History furnishes us with innumerable examples of deceptions practised with success upon an enemy, by assuming his arms, ensigns, colours, or uniforms; all which may be justified upon the same principle. For all these are actions, which any one may avail himself of at his pleasure, by departing from the usual course of his military system. For such points of discipline and system depend upon the will and fancy of the military commanders in each state, rather than upon any invariable custom, equally binding upon all nations.

IX. Those signs, by which the daily intercourse of life is maintained, form a subject of more weighty discussion, with which the consideration of lies or falsehood is necessarily interwoven.

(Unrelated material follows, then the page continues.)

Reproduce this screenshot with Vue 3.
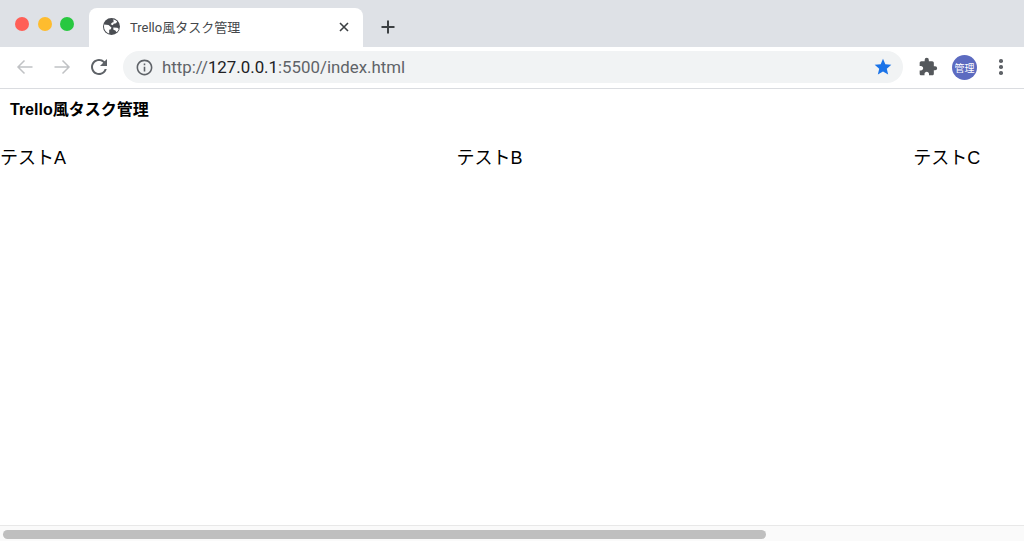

All stratagems of this kind are so direct a violation of all moral principle, both in their nature and consequences, that almost every page of the revealed will of God declares their condemnation. Solomon describes a righteous, that is, a good man, as one, who holds every false word in detestation, deprecating the least appearance of deception: and the Apostle's injunction accords with these sentiments, instructing his disciples not to lie to one another.

Nor is it in the high standard of perfection alone, which the divine records present, that such a recommendation of fair, open, and sincere dealing is to be found. It is the theme of praise with poets and philosophers, and the angry hero of the Grecian poet declares, that he detests the man, as an infernal being, who utters one thing with his tongue, while he conceals another in his heart. But making some allowance for poetic fiction—we find even the grave, sober, and discerning, Stagirite describing falsehood, as a vile, and abominable refuge, and painting truth as a lovely object, that must extort the warmest praise.